■ **TASK TO COMPLETE**
Begin at the top of the records below and return each line exactly through the line with "const axisLabels = ['15:20', '15:25', '15:30'];". Skip pictures.

(Front-end source files)
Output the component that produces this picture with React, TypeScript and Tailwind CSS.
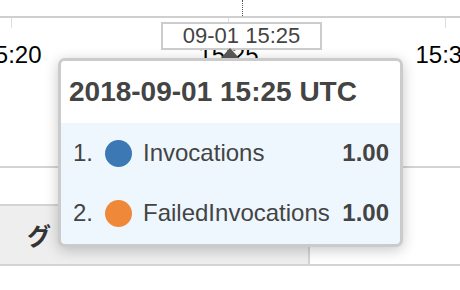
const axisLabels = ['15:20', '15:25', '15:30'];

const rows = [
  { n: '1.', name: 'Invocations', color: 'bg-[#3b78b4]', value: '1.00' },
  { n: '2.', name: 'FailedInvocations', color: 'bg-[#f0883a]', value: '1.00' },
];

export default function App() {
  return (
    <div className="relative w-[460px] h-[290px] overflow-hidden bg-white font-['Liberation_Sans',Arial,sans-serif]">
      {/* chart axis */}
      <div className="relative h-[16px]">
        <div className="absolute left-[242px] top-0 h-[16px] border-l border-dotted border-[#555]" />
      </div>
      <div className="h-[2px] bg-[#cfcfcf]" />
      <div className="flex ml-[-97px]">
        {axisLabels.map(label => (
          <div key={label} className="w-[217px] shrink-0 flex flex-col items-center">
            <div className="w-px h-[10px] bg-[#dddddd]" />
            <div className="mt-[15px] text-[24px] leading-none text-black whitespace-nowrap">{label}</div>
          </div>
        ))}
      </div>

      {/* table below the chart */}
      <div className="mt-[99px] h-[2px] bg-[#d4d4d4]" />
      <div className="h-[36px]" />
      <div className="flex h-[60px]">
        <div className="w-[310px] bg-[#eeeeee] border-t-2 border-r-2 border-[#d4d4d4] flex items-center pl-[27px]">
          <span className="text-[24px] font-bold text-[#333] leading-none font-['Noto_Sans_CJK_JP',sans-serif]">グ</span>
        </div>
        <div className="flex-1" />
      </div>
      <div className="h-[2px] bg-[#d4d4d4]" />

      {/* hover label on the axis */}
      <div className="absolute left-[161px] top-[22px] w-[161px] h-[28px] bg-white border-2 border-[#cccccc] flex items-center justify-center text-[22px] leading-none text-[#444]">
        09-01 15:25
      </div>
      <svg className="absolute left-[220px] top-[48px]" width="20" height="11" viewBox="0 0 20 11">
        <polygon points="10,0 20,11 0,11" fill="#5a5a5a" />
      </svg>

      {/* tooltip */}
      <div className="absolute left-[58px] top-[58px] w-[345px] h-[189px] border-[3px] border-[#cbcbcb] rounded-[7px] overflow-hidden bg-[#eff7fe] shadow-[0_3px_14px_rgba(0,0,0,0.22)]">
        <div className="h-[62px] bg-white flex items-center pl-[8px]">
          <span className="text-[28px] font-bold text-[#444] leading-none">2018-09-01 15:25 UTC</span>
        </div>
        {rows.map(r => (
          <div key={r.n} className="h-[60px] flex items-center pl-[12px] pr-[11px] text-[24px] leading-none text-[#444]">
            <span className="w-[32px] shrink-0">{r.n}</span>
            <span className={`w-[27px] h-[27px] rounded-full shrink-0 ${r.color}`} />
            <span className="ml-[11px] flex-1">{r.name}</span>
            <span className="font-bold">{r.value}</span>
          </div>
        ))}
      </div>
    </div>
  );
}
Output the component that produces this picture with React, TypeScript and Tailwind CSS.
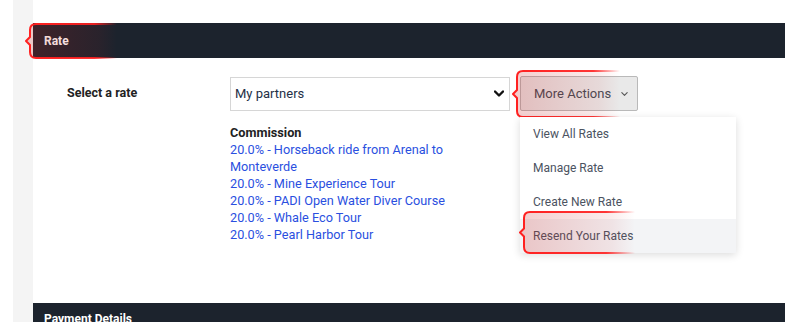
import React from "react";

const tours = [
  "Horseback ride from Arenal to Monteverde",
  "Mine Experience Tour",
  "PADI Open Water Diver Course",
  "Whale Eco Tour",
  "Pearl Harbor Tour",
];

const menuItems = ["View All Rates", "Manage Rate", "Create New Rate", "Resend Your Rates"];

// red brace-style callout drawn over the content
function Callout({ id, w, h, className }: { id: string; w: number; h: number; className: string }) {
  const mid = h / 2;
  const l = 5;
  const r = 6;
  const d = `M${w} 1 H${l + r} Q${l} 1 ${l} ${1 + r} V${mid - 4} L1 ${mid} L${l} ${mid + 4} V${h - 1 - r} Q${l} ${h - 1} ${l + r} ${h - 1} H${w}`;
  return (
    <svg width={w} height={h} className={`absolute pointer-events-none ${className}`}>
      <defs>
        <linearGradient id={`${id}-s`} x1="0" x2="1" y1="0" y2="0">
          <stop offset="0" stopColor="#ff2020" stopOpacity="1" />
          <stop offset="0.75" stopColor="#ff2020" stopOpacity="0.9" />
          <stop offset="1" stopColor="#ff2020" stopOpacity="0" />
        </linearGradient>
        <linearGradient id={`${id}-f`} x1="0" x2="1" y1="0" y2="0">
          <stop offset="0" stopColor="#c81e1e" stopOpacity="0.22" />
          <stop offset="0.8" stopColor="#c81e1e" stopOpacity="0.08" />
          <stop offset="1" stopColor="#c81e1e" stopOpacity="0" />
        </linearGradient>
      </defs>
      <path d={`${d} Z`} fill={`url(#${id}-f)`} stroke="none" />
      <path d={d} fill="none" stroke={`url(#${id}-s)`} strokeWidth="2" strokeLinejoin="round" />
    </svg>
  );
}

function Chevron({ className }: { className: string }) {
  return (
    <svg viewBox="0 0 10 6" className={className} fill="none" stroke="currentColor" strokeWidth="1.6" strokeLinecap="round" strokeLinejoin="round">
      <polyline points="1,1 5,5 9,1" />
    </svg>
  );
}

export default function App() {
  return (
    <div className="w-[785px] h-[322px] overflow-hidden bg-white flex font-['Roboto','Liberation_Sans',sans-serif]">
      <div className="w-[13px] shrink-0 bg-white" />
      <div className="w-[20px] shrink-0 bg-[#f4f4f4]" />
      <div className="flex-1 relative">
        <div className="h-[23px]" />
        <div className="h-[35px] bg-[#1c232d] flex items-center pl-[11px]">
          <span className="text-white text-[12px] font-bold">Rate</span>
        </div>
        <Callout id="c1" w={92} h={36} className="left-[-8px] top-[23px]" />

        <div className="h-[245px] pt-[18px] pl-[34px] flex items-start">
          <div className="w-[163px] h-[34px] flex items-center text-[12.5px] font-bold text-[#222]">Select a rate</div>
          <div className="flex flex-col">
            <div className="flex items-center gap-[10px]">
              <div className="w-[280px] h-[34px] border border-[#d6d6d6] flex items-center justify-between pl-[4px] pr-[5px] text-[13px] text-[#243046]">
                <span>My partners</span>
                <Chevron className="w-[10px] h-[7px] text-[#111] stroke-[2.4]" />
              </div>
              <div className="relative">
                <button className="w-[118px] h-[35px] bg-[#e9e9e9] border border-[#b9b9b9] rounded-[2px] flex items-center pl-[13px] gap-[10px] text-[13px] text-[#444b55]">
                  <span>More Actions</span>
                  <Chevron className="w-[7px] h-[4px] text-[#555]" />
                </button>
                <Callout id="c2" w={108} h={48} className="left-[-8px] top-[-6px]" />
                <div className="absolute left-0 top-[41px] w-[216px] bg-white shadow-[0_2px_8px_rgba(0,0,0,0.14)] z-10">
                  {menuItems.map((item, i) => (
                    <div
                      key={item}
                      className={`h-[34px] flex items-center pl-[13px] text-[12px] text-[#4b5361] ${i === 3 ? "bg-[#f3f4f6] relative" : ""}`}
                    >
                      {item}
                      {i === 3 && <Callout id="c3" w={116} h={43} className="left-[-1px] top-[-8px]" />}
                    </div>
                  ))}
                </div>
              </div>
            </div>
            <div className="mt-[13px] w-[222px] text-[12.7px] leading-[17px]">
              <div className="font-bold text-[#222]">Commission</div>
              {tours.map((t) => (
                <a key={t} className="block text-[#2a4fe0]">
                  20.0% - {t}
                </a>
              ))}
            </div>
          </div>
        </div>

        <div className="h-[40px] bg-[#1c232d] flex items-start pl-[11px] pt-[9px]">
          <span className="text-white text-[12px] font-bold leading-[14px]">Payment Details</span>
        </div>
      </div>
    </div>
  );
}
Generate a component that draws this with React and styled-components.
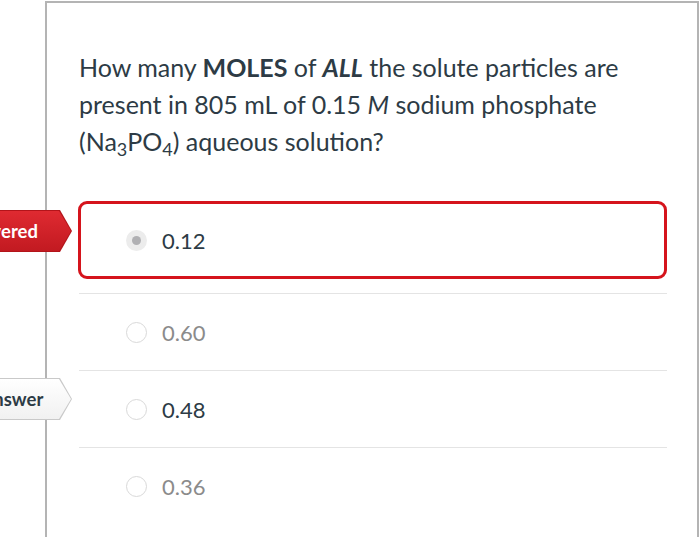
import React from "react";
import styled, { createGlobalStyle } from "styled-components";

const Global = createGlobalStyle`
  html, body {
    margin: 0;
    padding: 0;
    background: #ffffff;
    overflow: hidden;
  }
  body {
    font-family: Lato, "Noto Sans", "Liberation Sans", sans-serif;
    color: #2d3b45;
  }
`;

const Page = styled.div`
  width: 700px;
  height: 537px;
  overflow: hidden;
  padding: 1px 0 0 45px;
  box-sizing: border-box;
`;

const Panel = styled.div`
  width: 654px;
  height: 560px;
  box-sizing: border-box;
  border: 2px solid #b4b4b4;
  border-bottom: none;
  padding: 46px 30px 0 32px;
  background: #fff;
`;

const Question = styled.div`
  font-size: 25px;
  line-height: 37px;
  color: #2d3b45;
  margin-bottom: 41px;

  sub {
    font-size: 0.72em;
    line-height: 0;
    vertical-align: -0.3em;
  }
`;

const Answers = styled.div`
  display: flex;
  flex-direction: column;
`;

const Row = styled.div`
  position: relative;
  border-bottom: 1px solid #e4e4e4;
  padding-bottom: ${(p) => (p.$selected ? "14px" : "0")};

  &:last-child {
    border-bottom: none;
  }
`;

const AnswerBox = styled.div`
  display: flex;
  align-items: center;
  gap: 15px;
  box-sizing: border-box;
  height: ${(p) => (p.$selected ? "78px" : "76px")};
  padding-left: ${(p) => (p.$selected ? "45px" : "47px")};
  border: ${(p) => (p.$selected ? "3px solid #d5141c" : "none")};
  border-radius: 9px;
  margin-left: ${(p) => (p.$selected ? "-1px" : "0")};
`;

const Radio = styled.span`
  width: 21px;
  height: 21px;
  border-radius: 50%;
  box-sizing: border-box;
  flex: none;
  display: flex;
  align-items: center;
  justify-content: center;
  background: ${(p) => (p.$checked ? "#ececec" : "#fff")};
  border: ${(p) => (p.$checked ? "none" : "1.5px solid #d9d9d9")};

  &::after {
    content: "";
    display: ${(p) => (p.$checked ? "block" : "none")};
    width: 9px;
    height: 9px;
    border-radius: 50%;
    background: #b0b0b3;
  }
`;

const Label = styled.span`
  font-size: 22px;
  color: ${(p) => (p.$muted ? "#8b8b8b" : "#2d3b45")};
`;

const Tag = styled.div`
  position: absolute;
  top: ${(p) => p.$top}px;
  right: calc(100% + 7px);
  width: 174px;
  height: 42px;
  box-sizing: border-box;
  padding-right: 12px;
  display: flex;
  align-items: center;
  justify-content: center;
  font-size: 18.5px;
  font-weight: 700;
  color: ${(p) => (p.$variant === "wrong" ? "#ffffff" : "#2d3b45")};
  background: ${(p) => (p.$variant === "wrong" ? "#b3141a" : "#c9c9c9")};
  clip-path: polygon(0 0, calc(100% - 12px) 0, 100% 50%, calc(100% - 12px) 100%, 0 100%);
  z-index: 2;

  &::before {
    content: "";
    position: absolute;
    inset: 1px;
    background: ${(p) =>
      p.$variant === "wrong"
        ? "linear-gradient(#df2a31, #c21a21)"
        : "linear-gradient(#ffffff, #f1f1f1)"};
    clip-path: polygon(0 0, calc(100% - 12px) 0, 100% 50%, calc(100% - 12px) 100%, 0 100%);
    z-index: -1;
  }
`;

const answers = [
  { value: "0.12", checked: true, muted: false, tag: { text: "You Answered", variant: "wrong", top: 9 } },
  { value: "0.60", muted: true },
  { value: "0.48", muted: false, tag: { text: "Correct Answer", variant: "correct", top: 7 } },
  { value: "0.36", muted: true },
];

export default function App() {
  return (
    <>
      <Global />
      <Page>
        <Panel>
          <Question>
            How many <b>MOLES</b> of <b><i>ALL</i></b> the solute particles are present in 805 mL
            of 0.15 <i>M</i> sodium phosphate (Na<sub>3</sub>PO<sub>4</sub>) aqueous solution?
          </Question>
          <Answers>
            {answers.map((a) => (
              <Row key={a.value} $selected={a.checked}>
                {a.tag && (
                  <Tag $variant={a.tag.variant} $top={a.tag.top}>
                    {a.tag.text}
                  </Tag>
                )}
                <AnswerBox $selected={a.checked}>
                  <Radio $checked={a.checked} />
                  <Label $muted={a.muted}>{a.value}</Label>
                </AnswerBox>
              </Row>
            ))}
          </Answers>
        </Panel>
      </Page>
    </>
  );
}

■ **FINISHED ANSWER**
Output the component that produces this picture with React, TypeScript and Tailwind CSS.
const axisLabels = ['15:20', '15:25', '15:30'];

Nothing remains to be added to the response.